Sözün özü şu: Her yıl yeniden sınavlara tabi tutularak göreve başlatılan ve kısa bir süre sonra görevlerine son verilen bu fedakâr ve çileli din görevlisi gençlerimiz:” Bize sahip çıkacak birilerini bekliyoruz ve hak ettiğimiz yasal kadro veya sözleşmeli hakkımızın verilmesini talep ediyoruz” diyorlar. Mağdur edildiklerini, sıkıntı ve çilelerinin duyulmadığını, seslerine kulak veren yöneticilere ulaşamadıklarını ve dertlerini anlatamadıklarını ifade ediyorlar.

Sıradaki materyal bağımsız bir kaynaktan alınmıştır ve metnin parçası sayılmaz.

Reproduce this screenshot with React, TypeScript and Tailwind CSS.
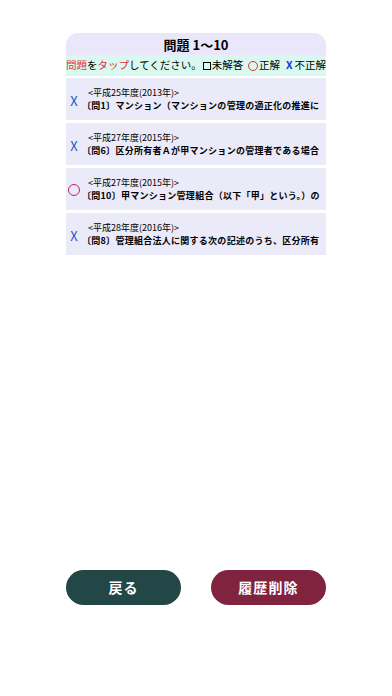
import React from 'react';

type Item = { mark: 'x' | 'o'; year: string; title: string };

const items: Item[] = [
  { mark: 'x', year: '<平成25年度(2013年)>', title: '〔問1〕マンション（マンションの管理の適正化の推進に' },
  { mark: 'x', year: '<平成27年度(2015年)>', title: '〔問6〕区分所有者Ａが甲マンションの管理者である場合' },
  { mark: 'o', year: '<平成27年度(2015年)>', title: '〔問10〕甲マンション管理組合（以下「甲」という。）の' },
  { mark: 'x', year: '<平成28年度(2016年)>', title: '〔問8〕管理組合法人に関する次の記述のうち、区分所有' },
];

const font = { fontFamily: '"Noto Sans CJK JP", "Noto Sans", sans-serif' };

export default function App() {
  return (
    <div className="w-[392px] h-[696px] bg-white flex flex-col items-center" style={font}>
      <div className="w-[260px] mt-[33px] flex flex-col">
        {/* ヘッダー */}
        <div className="h-[22px] bg-[#e9e7f9] rounded-t-[12px] flex items-center justify-center">
          <span className="text-[13px] font-bold text-black leading-none">問題 1〜10</span>
        </div>
        <div className="h-[21px] bg-[#d9f8ef] flex items-center justify-center text-[10.5px] text-black leading-none whitespace-nowrap">
          <span className="text-[#e0303a]">問題</span>
          <span>を</span>
          <span className="text-[#e0303a]">タップ</span>
          <span>してください。</span>
          <span className="inline-block w-[8px] h-[8px] border border-black ml-[1px] mr-[1px]"></span>
          <span>未解答</span>
          <span className="inline-block w-[10px] h-[10px] rounded-full border-[1.5px] border-[#e0303a] ml-[5px] mr-[1px]"></span>
          <span>正解</span>
          <span className="text-[#1538d8] font-bold ml-[6px] mr-[2px]">X</span>
          <span>不正解</span>
        </div>

        {/* 履歴リスト */}
        <div className="mt-[2px] flex flex-col gap-[3px]">
          {items.map((it, i) => (
            <div key={i} className="h-[42px] bg-[#ebeaf8] flex items-center">
              <div className="w-[16px] flex justify-center shrink-0">
                {it.mark === 'x' ? (
                  <span className="text-[#1a5bc4] text-[13px] leading-none mt-[2px]">X</span>
                ) : (
                  <span className="inline-block w-[12px] h-[12px] rounded-full border-[1.5px] border-[#c2246a] mt-[2px]"></span>
                )}
              </div>
              <div className="flex flex-col">
                <span className="text-[9px] text-black leading-[13px] ml-[6px]">{it.year}</span>
                <span className="text-[9px] font-bold text-black leading-[14px] tracking-[0.03em] whitespace-nowrap">
                  {it.title}
                </span>
              </div>
            </div>
          ))}
        </div>
      </div>

      <div className="flex-1"></div>

      <div className="w-[260px] flex justify-between mb-[91px]">
        <button className="w-[115px] h-[35px] rounded-full bg-[#234646] text-white text-[14px] font-bold tracking-[0.08em]">
          戻る
        </button>
        <button className="w-[115px] h-[35px] rounded-full bg-[#80233f] text-white text-[14px] font-bold tracking-[0.08em]">
          履歴削除
        </button>
      </div>
    </div>
  );
}
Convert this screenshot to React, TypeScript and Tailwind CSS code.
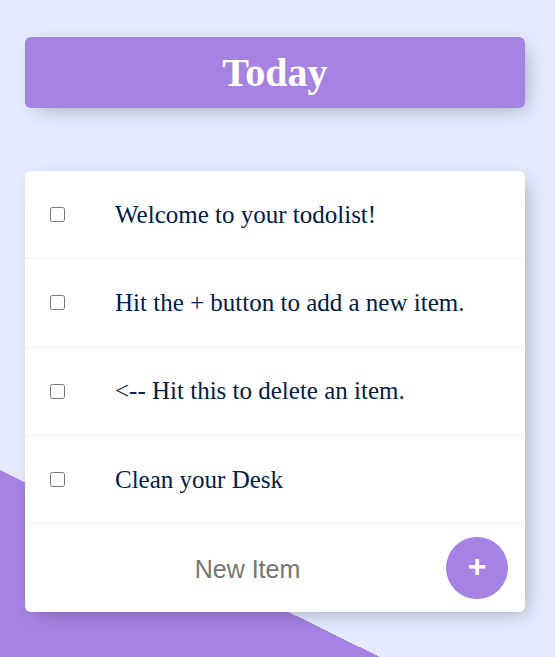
import React from 'react';

const items = [
  'Welcome to your todolist!',
  'Hit the + button to add a new item.',
  '<-- Hit this to delete an item.',
  'Clean your Desk',
];

export default function App() {
  return (
    <div className="min-h-screen w-full bg-[#E4E9FD] bg-[linear-gradient(26.2deg,#A683E3_167.7px,#E4E9FD_167.7px)] pt-[37px]">
      {/* Heading */}
      <div className="ml-[25px] w-[500px] rounded-[6px] bg-[#A683E3] shadow-[6px_6px_19px_-6px_rgba(0,0,0,0.3)]">
        <h1 className="m-0 py-[12.5px] text-center text-[40px] font-bold leading-[46px] text-white [font-family:'Liberation_Serif',serif]">
          Today
        </h1>
      </div>

      {/* List */}
      <div className="ml-[25px] mt-[63px] w-[500px] rounded-[6px] bg-white shadow-[6px_6px_19px_-6px_rgba(0,0,0,0.3)]">
        {items.map((text) => (
          <div
            key={text}
            className="flex h-[88.25px] items-center border-b border-[#F1F1F1]"
          >
            <input
              type="checkbox"
              className="m-[25px] h-[15px] w-[15px] shrink-0"
            />
            <p className="m-0 px-[25px] text-[25px] text-[#00204a] [font-family:'Liberation_Serif',serif]">
              {text}
            </p>
          </div>
        ))}

        {/* New item form */}
        <form className="flex h-[88px] items-center pl-[27px]">
          <input
            type="text"
            placeholder="New Item"
            className="h-[75px] w-[391px] border-none bg-transparent pt-[2px] text-center text-[25px] text-[#00204a] outline-none placeholder:text-[#757575] [font-family:'Liberation_Sans',Arial,sans-serif]"
          />
          <button
            type="button"
            className="ml-[3px] flex h-[62px] w-[62px] items-center justify-center rounded-full bg-[#A683E3] pb-[4px] text-[32px] font-bold leading-none text-white [font-family:'Liberation_Sans',Arial,sans-serif]"
          >
            +
          </button>
        </form>
      </div>
    </div>
  );
}
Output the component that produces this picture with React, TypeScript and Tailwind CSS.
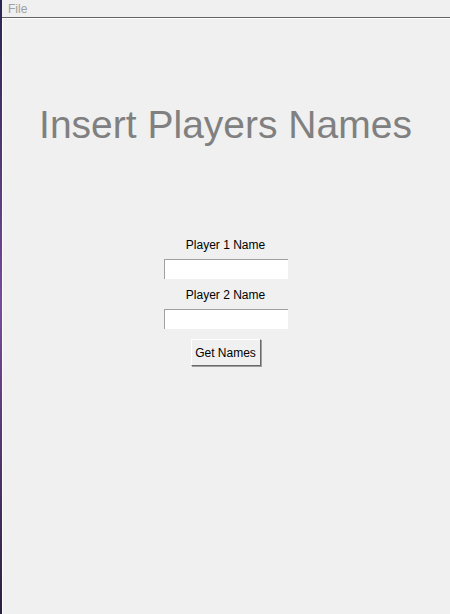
export default function App() {
  return (
    <div className="w-[450px] h-[614px] flex bg-[#f0f0f0] overflow-hidden" style={{ fontFamily: '"Liberation Sans", Arial, sans-serif' }}>
      <div className="w-[2px] h-full bg-gradient-to-b from-[#2a2550] via-[#7a4a9a] to-[#2a2040]" />
      <div className="flex-1 flex flex-col">
        <div className="h-[17px] flex items-center pl-[6px] text-[12px] text-[#a0a0a0] leading-none">File</div>
        <div className="h-[1px] bg-[#646464]" />
        <div className="flex-1 flex flex-col items-center border-l border-t border-white pr-[2px]">
          <div className="mt-[84px] text-[39px] leading-[44px] text-[#808080]">Insert Players Names</div>
          <div className="mt-[90px] text-[12px] leading-[16px] text-black">Player 1 Name</div>
          <div className="mt-[6px] w-[124px] h-[20px] bg-white border-t border-l border-[#a0a0a0]" />
          <div className="mt-[8px] text-[12px] leading-[16px] text-black">Player 2 Name</div>
          <div className="mt-[6px] w-[124px] h-[20px] bg-white border-t border-l border-[#a0a0a0]" />
          <button className="mt-[10px] w-[70px] h-[27px] text-[12px] text-black bg-[#f0f0f0] border border-t-white border-l-white border-r-[#696969] border-b-[#696969] shadow-[1px_1px_0_#a0a0a0]">Get Names</button>
        </div>
      </div>
    </div>
  );
}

Diyoruz ki: Bir seçim dönemine girmiş bulunuyoruz. İnsanımızın yığınla problemi ve sıkıntıları var. Halkı, esnafı dolaşırken bu sorunları ciğara paketleri üzerine değil gönüllerine not edip halkın sorunlarını meclise, siyasi mekanizmalara ulaştırması gerekiyor. Sayın vekillerimizin sıkıntıları ayyuka çıkan “ Fahri Kur’an Kursu öğreticilerin taleplerini not edip meclise sunmaları ve bir an önce çözümlemeleri gerekiyor. Sayın Başbakanımızın da bu konuya duyarlı bir şekilde eğilmesini bekliyoruz. İnşallah seçim süreci tamamlanmadan bu gençlerimizin talepleri karşılanmış ve sorunları çözümlenmiş olur diyoruz. Bu duygularla sorunu Sayın Başbakanımıza arz etmek istedik.